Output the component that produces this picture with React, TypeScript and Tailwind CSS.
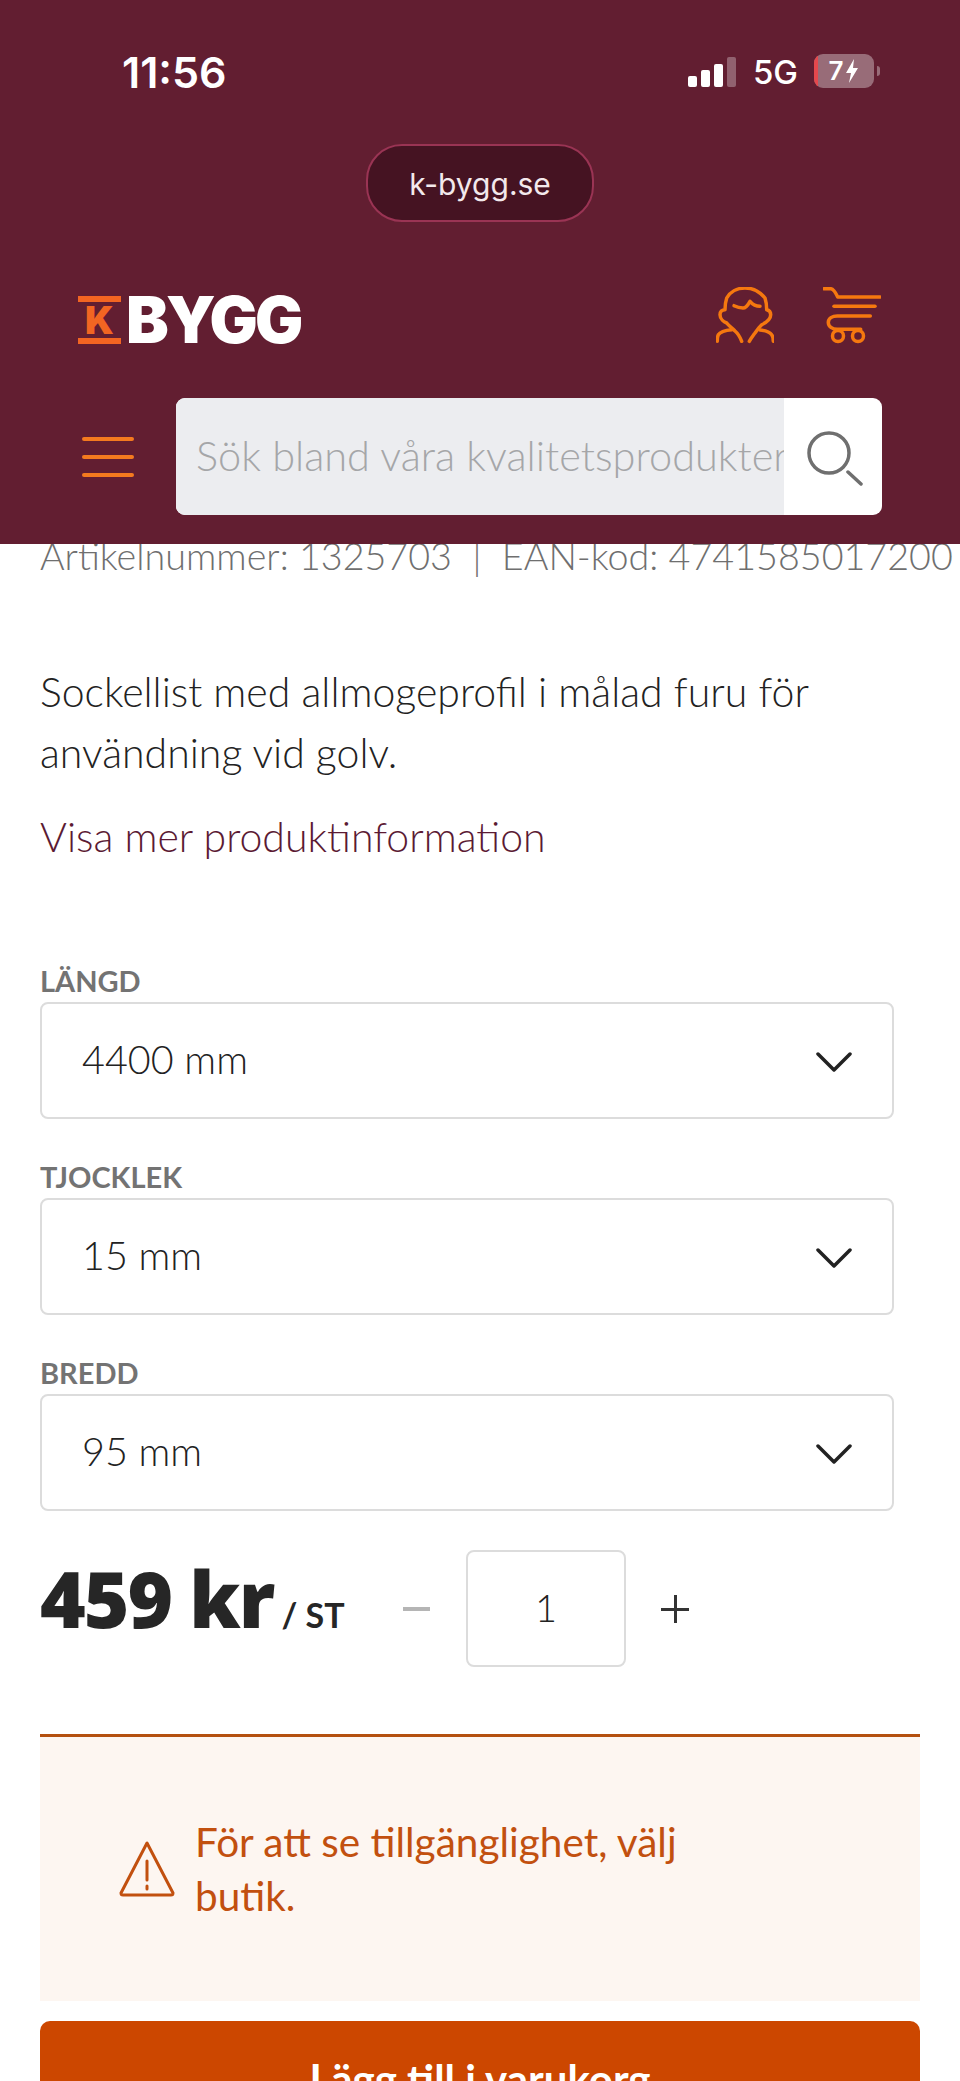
const selects = [
  { label: 'LÄNGD', value: '4400 mm' },
  { label: 'TJOCKLEK', value: '15 mm' },
  { label: 'BREDD', value: '95 mm' },
];

const StatusBar = () => (
  <div className="flex h-[144px] items-start justify-between pt-[50px] pl-[122px] pr-[80px] text-white">
    <span className="font-['Inter',sans-serif] text-[43px] leading-[44px] font-semibold">
      11:56
    </span>
    <div className="flex items-start">
      <div className="mt-[7px] flex h-[30px] items-end gap-[4px]">
        <div className="h-[11px] w-[9px] rounded-[2px] bg-white" />
        <div className="h-[17px] w-[9px] rounded-[2px] bg-white" />
        <div className="h-[23px] w-[9px] rounded-[2px] bg-white" />
        <div className="h-[30px] w-[9px] rounded-[2px] bg-white/30" />
      </div>
      <span className="mt-[4px] ml-[17px] font-['Inter',sans-serif] text-[33px] leading-[36px] font-medium">
        5G
      </span>
      <div className="ml-[16px] flex items-center gap-[3px] pt-[4px]">
        <div className="relative flex h-[34px] w-[60px] items-center justify-center gap-[2px] overflow-hidden rounded-[9px] bg-white/35">
          <div className="absolute inset-y-0 left-0 w-[4px] bg-[#e5484d]" />
          <span className="font-['Inter',sans-serif] text-[26px] leading-none font-semibold">
            7
          </span>
          <svg width="14" height="24" viewBox="0 0 14 24" fill="white">
            <path d="M9 0 1 14h5l-2 10 9-15H8z" />
          </svg>
        </div>
        <div className="h-[10px] w-[3px] rounded-r-full bg-white/35" />
      </div>
    </div>
  </div>
);

const Logo = () => (
  <div className="flex items-center gap-[5px]">
    <div className="flex h-[48px] w-[43px] flex-col justify-between">
      <div className="h-[6px] bg-[#f26522]" />
      <span className="text-center font-['Inter',sans-serif] text-[38px] leading-[30px] font-black text-[#f26522]">
        K
      </span>
      <div className="h-[6px] bg-[#f26522]" />
    </div>
    <span className="font-['Inter',sans-serif] text-[64px] leading-[48px] font-black tracking-[-2.8px] text-white">
      BYGG
    </span>
  </div>
);

const UserIcon = () => (
  <svg width="58" height="57" viewBox="0 0 58 57" fill="none" stroke="#f5780f" strokeWidth="3.500" strokeLinecap="round" strokeLinejoin="round">
    <path d="M25.700 54.300C24 50 22 46.500 19 44c-3-3-6-5-8.300-8-2.700-1-6.700-4-6.700-8.300 0-3 2-5 5-5 0-4 .5-8 1.700-11.700C14 5 21 1 29 1s15 4 20 10c1.200 3.700 1.700 8 1.700 11.700 2.500.5 4 2.500 4 5 0 4-4 7.500-9 10-2.500 2.300-4.700 5.300-6.700 8.300-2 2.800-4 5.300-5.700 8.300" />
    <path d="M18 18.700c3 1.500 6 2.300 9 2.300 3 0 5-3 7-6.700 2.500 3 6 5 10 5" />
    <path d="M1.300 54.300c0-3 .2-5 1-6.600 2-3 8-4.500 13.400-5" />
    <path d="M57.300 54.300c0-3-.4-5-1.600-6.600-2-3-7-4.200-11.700-4.700" />
  </svg>
);

const CartIcon = () => (
  <svg width="58" height="57" viewBox="0 0 58 57" fill="none" stroke="#f5780f" strokeWidth="3.500" strokeLinecap="round" strokeLinejoin="round">
    <path d="M1 1.700h6.700c3 0 5 4 7 8.300H57" />
    <path d="M11 19.300h41" />
    <path d="M47.300 29H14.300c-5 0-9 2.500-9 6.500s4 6.800 9 6.800h23.400" />
    <circle cx="15" cy="49" r="5.500" />
    <circle cx="35" cy="49" r="5.500" />
  </svg>
);

const Header = () => (
  <header className="relative z-10 h-[544px] bg-[#621e31]">
    <StatusBar />
    <div className="flex justify-center">
      <div className="flex h-[78px] w-[228px] items-center justify-center rounded-[36px] border-2 border-[#9a3454] bg-[#451322] pt-[2px] font-['Inter',sans-serif] text-[30px] text-[#f3e9ec]">
        k-bygg.se
      </div>
    </div>
    <div className="mt-[65px] flex items-end justify-between pl-[78px] pr-[79px]">
      <Logo />
      <div className="flex items-center gap-[49px]">
        <UserIcon />
        <CartIcon />
      </div>
    </div>
    <div className="mt-[54px] flex items-center pl-[82px] pr-[78px]">
      <div className="flex w-[52px] flex-col gap-[14px]">
        <div className="h-[4px] rounded bg-[#f47a1f]" />
        <div className="h-[4px] rounded bg-[#f47a1f]" />
        <div className="h-[4px] rounded bg-[#f47a1f]" />
      </div>
      <div className="ml-[42px] flex h-[117px] flex-1 overflow-hidden rounded-[9px] bg-white">
        <div className="flex w-[608px] shrink-0 items-center overflow-hidden bg-[#ecedf0] pb-[3px] pl-[20px] font-['Lato',sans-serif] text-[41.500px] font-light whitespace-nowrap text-[#a5a6a8]">
          Sök bland våra kvalitetsprodukter
        </div>
        <div className="flex flex-1 items-start justify-start pl-[23px] pt-[33px]">
          <svg width="56" height="56" viewBox="0 0 56 56" fill="none" stroke="#6f6f6f" strokeWidth="3.500" strokeLinecap="round">
            <circle cx="22" cy="22" r="20" />
            <path d="M41 41l13 12" />
          </svg>
        </div>
      </div>
    </div>
  </header>
);

const SelectField = ({ label, value }: { label: string; value: string }) => (
  <div>
    <div className="h-[37px] font-['Lato',sans-serif] text-[29px] leading-[32px] font-bold text-[#737373]">
      {label}
    </div>
    <div className="flex h-[117px] w-[854px] items-center justify-between rounded-[8px] border-2 border-[#dcdcdc] pl-[40px] pr-[40px]">
      <span className="pb-[4px] font-['Lato',sans-serif] text-[39.500px] font-light text-[#222]">{value}</span>
      <svg className="mt-[2px]" width="36" height="20" viewBox="0 0 36 20" fill="none" stroke="#222" strokeWidth="3.500" strokeLinecap="round" strokeLinejoin="round">
        <path d="M2 2l16 16L34 2" />
      </svg>
    </div>
  </div>
);

const WarningIcon = () => (
  <svg width="56" height="56" viewBox="0 0 56 56" fill="none" stroke="#c2500f" strokeWidth="3" strokeLinecap="round" strokeLinejoin="round">
    <path d="M28 2 2 52a2 2 0 0 0 2 2h48a2 2 0 0 0 2-2z" />
    <path d="M28 20v19M28 45v3" />
  </svg>
);

export default function App() {
  return (
    <div className="h-[2081px] w-[960px] overflow-hidden bg-white font-['Lato',sans-serif]">
      <Header />
      <main className="px-[40px]">
        <p className="-mt-[12px] text-[37.700px] leading-[48px] font-light whitespace-nowrap text-[#6f6f6f]">
          Artikelnummer: 1325703 &nbsp;|&nbsp; EAN-kod: 4741585017200
        </p>
        <p className="mt-[81px] w-[860px] text-[41px] leading-[61px] font-light text-[#222]">
          Sockellist med allmogeprofil i målad furu för användning vid golv.
        </p>
        <p className="mt-[30px] text-[41px] leading-[48px] font-light text-[#5b1a33]">
          Visa mer produktinformation
        </p>
        <div className="mt-[104px] flex flex-col gap-[42px]">
          {selects.map((item) => (
            <SelectField key={item.label} label={item.label} value={item.value} />
          ))}
        </div>
        <div className="mt-[39px] flex h-[117px] items-center">
          <span className="mb-[19px] w-[363px] whitespace-nowrap">
            <span className="font-['Open_Sans',sans-serif] text-[78px] leading-none font-extrabold tracking-[-2px] text-[#262626]">
              459 kr
            </span>
            <span className="ml-[8px] text-[34px] font-bold text-[#262626]">/ ST</span>
          </span>
          <span className="h-[4px] w-[27px] bg-[#b5b5b5]" />
          <div className="ml-[36px] flex h-[117px] w-[160px] items-center justify-center rounded-[8px] border-2 border-[#dcdcdc] pb-[3px] text-[38px] font-light text-[#222]">
            1
          </div>
          <div className="relative ml-[35px] h-[28px] w-[28px]">
            <div className="absolute inset-x-0 top-[13px] h-[3px] bg-[#333]" />
            <div className="absolute inset-y-0 left-[13px] w-[3px] bg-[#333]" />
          </div>
        </div>
        <div className="mt-[67px] flex h-[267px] items-center gap-[20px] border-t-[3px] border-[#b4500f] bg-[#fdf6f1] pl-[79px]">
          <WarningIcon />
          <p className="w-[520px] text-[40.500px] leading-[54px] text-[#c2500f]">
            För att se tillgänglighet, välj butik.
          </p>
        </div>
        <div className="mt-[20px] flex h-[120px] items-start justify-center rounded-[10px] bg-[#cc4700] pt-[27px] text-[42px] font-bold text-white">
          Lägg till i varukorg
        </div>
      </main>
    </div>
  );
}
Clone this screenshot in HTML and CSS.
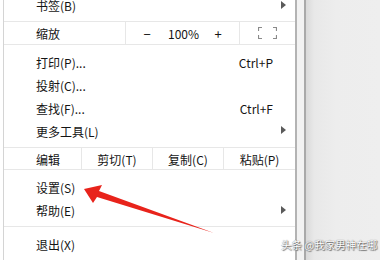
FILE: index.html
```html
<!DOCTYPE html>
<html lang="zh-CN">
<head>
<meta charset="utf-8">
<link rel="stylesheet" href="styles.css">
</head>
<body>
<div class="page">
  <div class="left-gap"></div>
  <div class="menu">
    <div class="list first">
      <div class="item"><span class="label">书签(B)</span><span class="sub"></span></div>
    </div>
    <div class="row zoom">
      <div class="cell name">缩放</div>
      <div class="cell zoom-ctrl">
        <span class="zbtn">−</span>
        <span class="zval">100%</span>
        <span class="zbtn">+</span>
      </div>
      <div class="cell full">
        <svg width="19" height="12" viewBox="0 0 19 12" class="full-icon">
          <path d="M0.5 4V0.5H4M15 0.5H18.5V4M18.5 8V11.5H15M4 11.5H0.5V8" fill="none" stroke="#8a8a8a" stroke-width="1.2"/>
        </svg>
      </div>
    </div>
    <div class="list">
      <div class="item"><span class="label">打印(P)...</span><span class="key">Ctrl+P</span></div>
      <div class="item"><span class="label">投射(C)...</span></div>
      <div class="item"><span class="label">查找(F)...</span><span class="key">Ctrl+F</span></div>
      <div class="item"><span class="label">更多工具(L)</span><span class="sub"></span></div>
    </div>
    <div class="row edit">
      <div class="cell name">编辑</div>
      <div class="cell ebtn">剪切(T)</div>
      <div class="cell ebtn">复制(C)</div>
      <div class="cell ebtn last">粘贴(P)</div>
    </div>
    <div class="list">
      <div class="item"><span class="label">设置(S)</span></div>
      <div class="item"><span class="label">帮助(E)</span><span class="sub"></span></div>
    </div>
    <div class="list sep-top">
      <div class="item"><span class="label">退出(X)</span></div>
    </div>
  </div>
  <div class="gutter"></div>
  <div class="edge"></div>
  <div class="backdrop"></div>
</div>
<svg class="arrow" width="380" height="260" viewBox="0 0 380 260">
  <polygon points="84,189 102,185 99,191 214,233 97,197 93,203" fill="#e8231b"/>
</svg>
<div class="watermark">头条 @我家男神在哪</div>
</body>
</html>
```
FILE: styles.css
```css
html, body {
  margin: 0;
  padding: 0;
  width: 380px;
  height: 260px;
  overflow: hidden;
  background: #ffffff;
  font-family: "Noto Sans CJK SC", "Microsoft YaHei", sans-serif;
  font-size: 12px;
  color: #141414;
}
* {
  box-sizing: border-box;
}
.page {
  display: flex;
  height: 260px;
}
.left-gap {
  width: 3px;
  flex: none;
  background: #ffffff;
}
.menu {
  width: 294px;
  flex: none;
  border-left: 1px solid #d4d4d4;
  border-right: 2px solid #b3b3b3;
  background: #ffffff;
  margin-top: -7px;
  display: flex;
  flex-direction: column;
}
.list {
  padding: 5px 0;
}
.list.first {
  padding-top: 0;
}
.list.sep-top {
  border-top: 1px solid #e7e7e7;
}
.item {
  height: 23px;
  display: flex;
  align-items: center;
  padding-left: 32px;
  padding-right: 22px;
  padding-top: 2px;
}
.label {
  flex: 1;
}
.key {
  font-size: 12px;
}
.sub {
  width: 0;
  height: 0;
  border-left: 5px solid #5a5a5a;
  border-top: 4px solid transparent;
  border-bottom: 4px solid transparent;
  margin-right: -13px;
  margin-top: -2px;
}
.row {
  height: 25px;
  display: flex;
  border-top: 1px solid #e7e7e7;
  border-bottom: 1px solid #e7e7e7;
}
.cell {
  display: flex;
  align-items: center;
  padding-top: 2px;
}
.name {
  padding-left: 32px;
}
.zoom .name {
  width: 122px;
  border-right: 1px solid #e7e7e7;
}
.zoom-ctrl {
  width: 114px;
  border-right: 1px solid #e7e7e7;
}
.zbtn {
  width: 42px;
  text-align: center;
  font-size: 13px;
}
.zval {
  width: 29px;
  text-align: center;
}
.full {
  flex: 1;
  justify-content: center;
  padding-top: 0;
}
.edit .name {
  width: 78px;
  border-right: 1px solid #e7e7e7;
}
.ebtn {
  width: 71px;
  justify-content: center;
  border-right: 1px solid #e7e7e7;
}
.ebtn.last {
  flex: 1;
  border-right: none;
}
.gutter {
  width: 7px;
  flex: none;
  background: #f2f2f2;
}
.edge {
  width: 2px;
  flex: none;
  background: #a9a9a9;
}
.backdrop {
  flex: 1;
  background: linear-gradient(to right, #d9d9d9 0px, #e8e8e8 8px, #ededed 30px, #eeeeee 100%);
}
.arrow {
  position: absolute;
  left: 0;
  top: 0;
}
.watermark {
  position: absolute;
  left: 281px;
  top: 238px;
  font-size: 10.5px;
  line-height: 13px;
  white-space: nowrap;
  color: #ffffff;
  text-shadow: 0 0 1px #555, 1px 1px 1px #666;
}
```
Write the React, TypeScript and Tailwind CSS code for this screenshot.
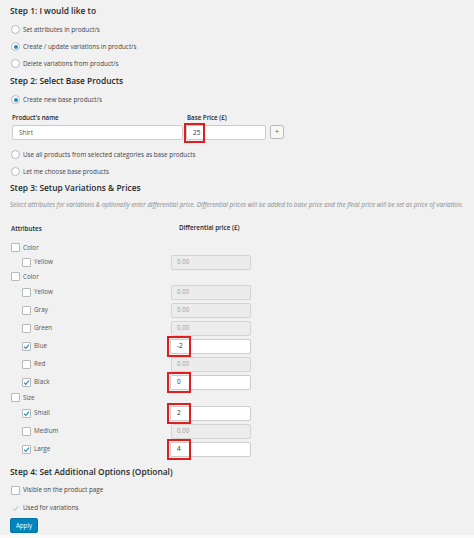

+++++

WHAT THE TASK ASKS:
Gather and return every line that holds the string "TypeScript".

WORKED SOLUTION:
Output the component that produces this picture with React, TypeScript and Tailwind CSS.
Write the React, TypeScript and Tailwind CSS code for this screenshot.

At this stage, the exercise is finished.